In a new post to his site Matthias Noback takes a look at the concept of assertions and some libraries including some effective ways to use them in your code for validation of values.
When you're looking at a function (an actual function or a method), you can usually identify several blocks of code in there. There are pre-conditions, there's the function body, and there may be post-conditions. The pre-conditions are there to verify that the function can safely proceed to do its real job. Post-conditions may be there to verify that you're going to give something back to the caller that will make sense to them.[...] Sometimes the programming language itself can help with these pre-conditions: for instance, the language may support strict typing, which prevents certain types of invalid input to be provided. Some languages offer more advanced ways of defining pre-conditions, like pattern matching.

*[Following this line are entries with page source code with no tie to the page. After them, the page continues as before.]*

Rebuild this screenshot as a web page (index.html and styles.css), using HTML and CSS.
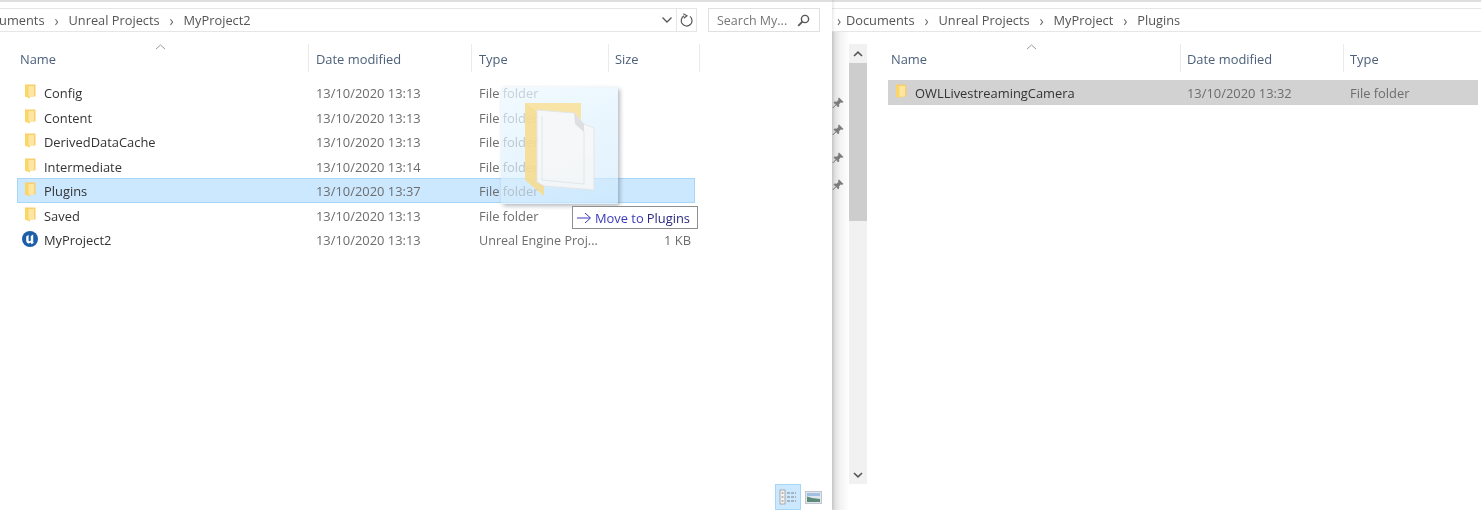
FILE: index.html
```html
<!DOCTYPE html>
<html lang="en">
<head>
    <meta charset="UTF-8">
    <title>File Explorer</title>
    <link rel="stylesheet" href="styles.css">
</head>
<body>
    <svg class="defs" width="0" height="0">
        <symbol id="folder" viewBox="0 0 12 15">
            <path d="M1 0.5H11.5V12.5H1z" fill="#f8cf6c"/>
            <path d="M1 0.5L6 3V14.5L1 12.5z" fill="#fbd568"/>
            <path d="M4.5 2H10V12.5H4.5z" fill="#fde6a2"/>
        </symbol>
        <symbol id="pin" viewBox="0 0 12 12">
            <path d="M7 0.8L11.2 5 10.2 5.6 8.8 5.2 6.8 7.2 7 9.2 6 10 4.3 7.7 1 11 .8 10.8 4 7.4 1.8 5.8 2.6 4.8 4.6 5 6.6 3 6.3 1.6z" fill="#7b7b7b" stroke="#7b7b7b" stroke-width=".5"/>
        </symbol>
    </svg>

    <div class="panes">
        <section class="pane pane-left">
            <div class="top-rule"></div>
            <div class="toolbar">
                <div class="address">
                    <div class="crumbs crumbs-left">
                        <span>Documents</span><i>&rsaquo;</i><span>Unreal Projects</span><i>&rsaquo;</i><span>MyProject2</span>
                    </div>
                    <svg class="chev" width="12" height="8" viewBox="0 0 12 8"><path d="M1.5 1.5L6 6l4.5-4.5" fill="none" stroke="#555" stroke-width="1.3"/></svg>
                    <div class="refresh">
                        <svg width="15" height="15" viewBox="0 0 15 15"><path d="M5.2 2.8A5.4 5.4 0 1 0 11 3.4" fill="none" stroke="#555" stroke-width="1.2"/><path d="M4.4 .8L8 2.8 4.8 5.2" fill="none" stroke="#555" stroke-width="1.1"/></svg>
                    </div>
                </div>
                <div class="search">
                    <span>Search My...</span>
                    <svg width="13" height="13" viewBox="0 0 13 13"><circle cx="8" cy="5" r="3.6" fill="none" stroke="#555" stroke-width="1.4"/><path d="M5.4 7.6L1.2 11.8" stroke="#555" stroke-width="1.8"/></svg>
                </div>
            </div>

            <div class="list list-left">
                <div class="cols head">
                    <div class="hcell">Name<svg class="sort" width="11" height="6" viewBox="0 0 11 6"><path d="M1 5L5.5 1 10 5" fill="none" stroke="#9a9a9a"/></svg></div>
                    <div class="hcell">Date modified</div>
                    <div class="hcell">Type</div>
                    <div class="hcell">Size</div>
                </div>
                <div class="rows">
                    <div class="cols row"><div class="name"><svg class="ico"><use href="#folder"/></svg>Config</div><div>13/10/2020 13:13</div><div>File folder</div><div></div></div>
                    <div class="cols row"><div class="name"><svg class="ico"><use href="#folder"/></svg>Content</div><div>13/10/2020 13:13</div><div>File folder</div><div></div></div>
                    <div class="cols row"><div class="name"><svg class="ico"><use href="#folder"/></svg>DerivedDataCache</div><div>13/10/2020 13:13</div><div>File folder</div><div></div></div>
                    <div class="cols row"><div class="name"><svg class="ico"><use href="#folder"/></svg>Intermediate</div><div>13/10/2020 13:14</div><div>File folder</div><div></div></div>
                    <div class="cols row is-target"><div class="name"><svg class="ico"><use href="#folder"/></svg>Plugins</div><div>13/10/2020 13:37</div><div>File folder</div><div></div></div>
                    <div class="cols row"><div class="name"><svg class="ico"><use href="#folder"/></svg>Saved</div><div>13/10/2020 13:13</div><div>File folder</div><div></div></div>
                    <div class="cols row">
                        <div class="name">
                            <svg class="ico ico-ue" viewBox="0 0 16 16"><circle cx="8" cy="8" r="8" fill="#1c5fa8"/><path d="M4.2 5.4L6.6 3.8V9.4Q6.6 10.4 7.6 10.2L8.8 9.4V5L11.2 3.4V11.4L12.4 10.6Q11.4 13 9.4 13.2L8.8 11.6Q7.4 12.8 5.8 12.2 4.2 11.6 4.2 9.8z" fill="#fff"/></svg>MyProject2
                        </div>
                        <div>13/10/2020 13:13</div><div class="long">Unreal Engine Proj...</div><div class="size">1 KB</div>
                    </div>
                </div>
            </div>

            <div class="views">
                <div class="view view-on">
                    <svg width="18" height="16" viewBox="0 0 18 16">
                        <rect x="1" y="1" width="5" height="14" fill="#f4f4f4" stroke="#9a9a9a" stroke-width=".8"/>
                        <path d="M2.5 4h2M2.5 8h2M2.5 12h2M8 4h9M8 8h9M8 12h9" stroke="#808080" stroke-width="1.1" stroke-dasharray="3 1"/>
                    </svg>
                </div>
                <div class="view">
                    <svg width="17" height="13" viewBox="0 0 17 13">
                        <rect x=".5" y=".5" width="16" height="12" fill="#dce6ee" stroke="#c4c4cc"/>
                        <rect x="2" y="2" width="13" height="3" fill="#a3bfe2"/>
                        <path d="M2 5.5L7 7l8 1v3H2z" fill="#5f8a78"/>
                    </svg>
                </div>
            </div>

            <div class="drag-ghost">
                <svg width="72" height="96" viewBox="0 0 72 96">
                    <path d="M1 1H57V62H1z" fill="#fbe29c"/>
                    <path d="M1 1L20 14V94L1 78z" fill="#f8dc8e"/>
                    <path d="M13 8L50 11 60 22 70 26V88L20 84 13 80z" fill="#f7f8f8" stroke="#e2e4e4"/>
                    <path d="M50 11L51 22 60 30 60 22z" fill="#dcdcdc"/>
                    <path d="M18 14V78L60 82V30" fill="none" stroke="#e4e6e6"/>
                </svg>
            </div>
            <div class="drop-tip">
                <svg width="16" height="12" viewBox="0 0 16 12"><path d="M1 6H14M9 1L14.5 6 9 11" fill="none" stroke="#3a3ab8" stroke-width="1"/></svg>
                <span class="tip-move">Move to</span> <span class="tip-dest">Plugins</span>
            </div>
        </section>

        <section class="pane pane-right">
            <div class="top-rule"></div>
            <div class="toolbar">
                <div class="address">
                    <div class="crumbs crumbs-right">
                        <i>&rsaquo;</i><span>Documents</span><i>&rsaquo;</i><span>Unreal Projects</span><i>&rsaquo;</i><span>MyProject</span><i>&rsaquo;</i><span>Plugins</span>
                    </div>
                </div>
            </div>
            <div class="content">
                <div class="nav-strip">
                    <svg class="pin"><use href="#pin"/></svg>
                    <svg class="pin"><use href="#pin"/></svg>
                    <svg class="pin"><use href="#pin"/></svg>
                    <svg class="pin"><use href="#pin"/></svg>
                </div>
                <div class="scrollbar">
                    <svg width="10" height="6" viewBox="0 0 10 6"><path d="M1 5L5 1.2 9 5" fill="none" stroke="#555" stroke-width="1.6"/></svg>
                    <div class="thumb"></div>
                    <svg class="down" width="10" height="6" viewBox="0 0 10 6"><path d="M1 1L5 4.8 9 1" fill="none" stroke="#555" stroke-width="1.6"/></svg>
                </div>
                <div class="list list-right">
                    <div class="cols head">
                        <div class="hcell">Name<svg class="sort" width="11" height="6" viewBox="0 0 11 6"><path d="M1 5L5.5 1 10 5" fill="none" stroke="#9a9a9a"/></svg></div>
                        <div class="hcell">Date modified</div>
                        <div class="hcell">Type</div>
                    </div>
                    <div class="rows">
                        <div class="cols row is-picked"><div class="name"><svg class="ico"><use href="#folder"/></svg>OWLLivestreamingCamera</div><div>13/10/2020 13:32</div><div>File folder</div></div>
                    </div>
                </div>
            </div>
        </section>
    </div>
</body>
</html>
```

FILE: styles.css
```css
body {
    margin: 0;
    background: #fff;
    font-family: "Open Sans", "Noto Sans", sans-serif;
    font-size: 12.9px;
    color: #6d6d6d;
    overflow: hidden;
    filter: blur(0.35px);
}
.defs {
    position: absolute;
}
.panes {
    display: flex;
    height: 510px;
}
.pane {
    display: flex;
    flex-direction: column;
    position: relative;
}
.pane-left {
    width: 832px;
    flex: none;
    overflow: hidden;
    z-index: 1;
    background: #fff;
    box-shadow: 1px 0 3px rgba(0, 0, 0, .12);
}
.pane-right {
    flex: 1;
    min-width: 0;
    overflow: hidden;
}
.top-rule {
    height: 2px;
    margin-bottom: 6px;
    background: #dedede;
}
.toolbar {
    display: flex;
    height: 24px;
    flex: none;
}
.address {
    flex: 1;
    display: flex;
    align-items: center;
    min-width: 0;
    border-top: 1px solid #e6e6e6;
    border-bottom: 1px solid #e6e6e6;
}
.pane-left .toolbar {
    margin-right: 12px;
    gap: 11px;
}
.pane-left .address {
    border-right: 1px solid #e6e6e6;
}
.crumbs {
    flex: 1;
    display: flex;
    align-items: center;
    white-space: nowrap;
    color: #555;
    font-size: 12.8px;
}
.crumbs i {
    font-style: normal;
    font-size: 14px;
    color: #666;
    width: 24px;
    text-align: center;
}
.crumbs-left {
    margin-left: -24px;
}
.crumbs-right i:first-child {
    width: 14px;
}
.chev {
    margin-right: 3px;
}
.refresh {
    display: flex;
    align-items: center;
    justify-content: center;
    width: 19px;
    height: 100%;
    border-left: 1px solid #e6e6e6;
}
.search {
    width: 112px;
    display: flex;
    align-items: center;
    justify-content: space-between;
    padding: 0 9px 0 8px;
    box-sizing: border-box;
    border: 1px solid #e0e0e0;
    color: #777;
    font-size: 12.5px;
}

.list {
    display: flex;
    flex-direction: column;
}
.list-left {
    padding-left: 17px;
}
.cols {
    display: grid;
    align-items: center;
}
.list-left .cols {
    grid-template-columns: 292px 163px 136px 87px;
    width: 678px;
}
.list-right .cols {
    grid-template-columns: 292px 163px 135px;
    width: 590px;
}
.head {
    height: 28px;
    margin-top: 12px;
    color: #4c607a;
}
.hcell {
    position: relative;
    height: 100%;
    display: flex;
    align-items: center;
    padding: 1px 0 0 7px;
    border-right: 1px solid #ebebeb;
    box-sizing: border-box;
}
.hcell:first-child {
    padding-left: 3px;
}
.list-left .hcell:nth-child(3) {
    margin-right: -1px;
}
.list-left .hcell:nth-child(4) {
    margin-right: -5px;
}
.list-right .hcell {
    margin-right: -1px;
}
.list-right .hcell:last-child {
    border-right: none;
}
.sort {
    position: absolute;
    left: 138px;
    top: 0;
}
.rows {
    margin-top: 8.2px;
}
.row {
    height: 24.5px;
    box-sizing: border-box;
}
.row > div {
    padding-top: 1.2px;
    padding-left: 7px;
    white-space: nowrap;
    overflow: hidden;
}
.row > .name {
    display: flex;
    align-items: center;
    gap: 8px;
    color: #333;
}
.row > .size {
    padding-left: 0;
    padding-right: 4px;
    text-align: right;
}
.row > .long {
    font-size: 12.6px;
}
.ico {
    width: 12px;
    height: 15px;
    flex: none;
    margin-top: -3px;
}
.ico-ue {
    width: 16px;
    height: 16px;
    margin: -2px -2px 0 -2px;
}
.is-target {
    background: #cce8ff;
    box-shadow: inset 0 0 0 1px #a6d6f8;
}
.is-picked {
    background: #d2d2d2;
}

.views {
    margin-top: auto;
    display: flex;
    justify-content: flex-end;
    align-items: center;
    gap: 4px;
    height: 26px;
    padding-right: 10px;
}
.view {
    display: flex;
    align-items: center;
    justify-content: center;
    width: 17px;
    height: 26px;
}
.view-on {
    width: 26px;
    background: #cce8ff;
    box-shadow: inset 0 0 0 1px #a6d6f8;
}

/* drag ghost + tooltip sit on top of the list */
.drag-ghost {
    position: absolute;
    left: 501px;
    top: 87px;
    width: 117px;
    height: 117px;
    box-sizing: border-box;
    padding: 15px 0 0 23px;
    background: linear-gradient(160deg, rgba(236, 248, 255, .72), rgba(205, 232, 252, .62));
    border-radius: 2px;
    box-shadow: 2px 2px 4px rgba(90, 100, 110, .45);
}
.drag-ghost svg {
    opacity: .88;
}
.drop-tip {
    position: absolute;
    left: 572px;
    top: 206px;
    width: 126px;
    height: 23px;
    box-sizing: border-box;
    display: flex;
    align-items: center;
    gap: 3px;
    padding-left: 3px;
    background: #fff;
    border: 1px solid #8e8e8e;
    white-space: nowrap;
}
.tip-move {
    color: #3a3ab8;
}
.tip-dest {
    color: #2a2a80;
}

.content {
    flex: 1;
    display: flex;
    min-height: 0;
    background: linear-gradient(90deg, #d8d8d8, #f2f2f2 8px, #fff 17px);
}
.nav-strip {
    width: 17px;
    flex: none;
    display: flex;
    flex-direction: column;
    align-items: center;
    gap: 15.4px;
    padding: 65px 6px 0 0;
    box-sizing: border-box;
}
.pin {
    width: 12px;
    height: 12px;
}
.scrollbar {
    width: 18px;
    height: 440px;
    margin-top: 12px;
    flex: none;
    background: #f1f1f1;
    display: flex;
    flex-direction: column;
    align-items: center;
    padding-top: 7px;
    box-sizing: border-box;
}
.thumb {
    width: 100%;
    height: 158px;
    margin-top: 6px;
    background: #cdcdcd;
}
.down {
    margin-top: auto;
    margin-bottom: 6px;
}
.list-right {
    padding-left: 21px;
    background: #fff;
    flex: 1;
}
```
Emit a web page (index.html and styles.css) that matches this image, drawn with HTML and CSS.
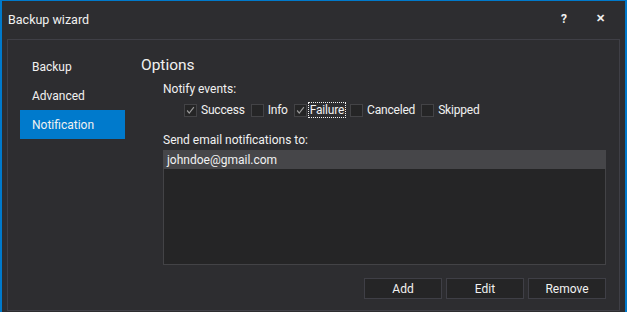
FILE: index.html
```html
<!DOCTYPE html>
<html lang="en">
<head>
    <meta charset="UTF-8">
    <title>Backup wizard</title>
    <link rel="stylesheet" href="styles.css">
</head>
<body>
    <div class="window">
        <div class="titlebar">
            <span class="title">Backup wizard</span>
            <div class="title-buttons">
                <span class="tb-btn">?</span>
                <span class="tb-btn close">&#x2715;</span>
            </div>
        </div>
        <div class="panel">
            <ul class="nav">
                <li class="nav-item">Backup</li>
                <li class="nav-item">Advanced</li>
                <li class="nav-item selected">Notification</li>
            </ul>
            <div class="content">
                <h2>Options</h2>
                <div class="group">
                    <div class="label">Notify events:</div>
                    <div class="checks">
                        <label class="check"><span class="box checked"><svg viewBox="0 0 13 13"><polyline points="2.5,6.5 5,9.5 10.5,2.5"/></svg></span><span class="text">Success</span></label>
                        <label class="check"><span class="box"></span><span class="text">Info</span></label>
                        <label class="check"><span class="box checked"><svg viewBox="0 0 13 13"><polyline points="2.5,6.5 5,9.5 10.5,2.5"/></svg></span><span class="text focus">Failure</span></label>
                        <label class="check"><span class="box"></span><span class="text">Canceled</span></label>
                        <label class="check"><span class="box"></span><span class="text">Skipped</span></label>
                    </div>

                    <div class="label email-label">Send email notifications to:</div>
                    <div class="listbox">
                        <div class="list-row selected">johndoe@gmail.com</div>
                    </div>

                    <div class="buttons">
                        <button type="button">Add</button>
                        <button type="button">Edit</button>
                        <button type="button">Remove</button>
                    </div>
                </div>
            </div>
        </div>
    </div>
</body>
</html>
```

FILE: styles.css
```css
body {
    margin: 0;
    background: #2d2d30;
    font-family: 'Roboto', 'Liberation Sans', sans-serif;
    font-size: 12px;
    color: #f1f1f1;
}

.window {
    width: 627px;
    height: 312px;
    box-sizing: border-box;
    background: #2d2d30;
    border-top: 1px solid #007acc;
    border-left: 2px solid #007acc;
    border-right: 2px solid #007acc;
    overflow: hidden;
}

.titlebar {
    height: 38px;
    display: flex;
    align-items: center;
    justify-content: space-between;
    padding-left: 6px;
}

.title {
    font-size: 12.5px;
    margin-top: -1px;
}

.title-buttons {
    display: flex;
    margin-top: -2px;
}

.tb-btn {
    width: 38px;
    text-align: center;
    font-weight: bold;
    font-size: 12px;
}

.tb-btn.close {
    width: 34px;
    font-size: 11px;
    margin-right: 8px;
}

.panel {
    margin-left: 5px;
    margin-right: 5px;
    height: 272px;
    box-sizing: border-box;
    border: 1px solid #3f3f46;
    display: flex;
}

.nav {
    list-style: none;
    margin: 12px 0 0 12px;
    padding: 0;
    width: 105px;
}

.nav-item {
    height: 29px;
    line-height: 31px;
    padding-left: 12px;
    overflow: hidden;
}

.nav-item.selected {
    background: #007acc;
}

.content {
    margin-left: 16px;
    padding-top: 14px;
    flex: 1;
    padding-right: 13px;
}

h2 {
    margin: 0;
    font-size: 15.5px;
    font-weight: normal;
    line-height: 22px;
}

.group {
    margin-left: 22px;
}

.label {
    line-height: 16px;
    margin-top: 5px;
}

.checks {
    display: flex;
    margin: 3px 0 0 21px;
    height: 20px;
    align-items: center;
    letter-spacing: -0.2px;
}

.check {
    display: flex;
    align-items: center;
    margin-right: 4px;
}

.box {
    width: 13px;
    height: 13px;
    box-sizing: border-box;
    border: 1px solid #434346;
    background: #252526;
    display: flex;
}

.box svg {
    width: 11px;
    height: 11px;
    fill: none;
    stroke: #999999;
    stroke-width: 1.4;
}

.text {
    padding: 0 1px;
    margin-left: 2px;
    line-height: 14px;
    border: 1px dotted transparent;
}

.text.focus {
    border-color: #f1f1f1;
    margin-left: 1px;
}

.email-label {
    margin-top: 12px;
}

.listbox {
    margin-top: 2px;
    height: 115px;
    box-sizing: border-box;
    border: 1px solid #434346;
    background: #252526;
}

.list-row {
    height: 19px;
    line-height: 20px;
    padding-left: 4px;
    margin: -1px -1px 0 -1px;
}

.list-row.selected {
    background: #464649;
}

.buttons {
    display: flex;
    justify-content: flex-end;
    gap: 4px;
    margin-top: 13px;
}

button {
    width: 78px;
    height: 21px;
    background: #252526;
    border: 1px solid #3f3f46;
    color: #f1f1f1;
    font-family: 'Roboto', 'Liberation Sans', sans-serif;
    font-size: 12px;
    padding: 0;
}
```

Following a brief use case for assertions (at a high level) he gets more specific to PHP and mentions two assertions libraries that could be used to add these kinds of checks to your code (in addition to PHP's own assert function). He then answers the "why use assertions?" question and some basic rules around using them:
- don't use assertions to validate user input, use it to validate function arguments.
- don't use assertions to validate return values from other functions.
- don't use assertions as a replacement for exceptions.
For each of these, he provides a summary with a bit more background and code examples to help illustrate the point. He ends the post with some useful "rules of thumb" when using assertions and a reminder:
Assertions are sanity checks. When they would be left out, you should still have a correctly function application. They should never become user-facing errors.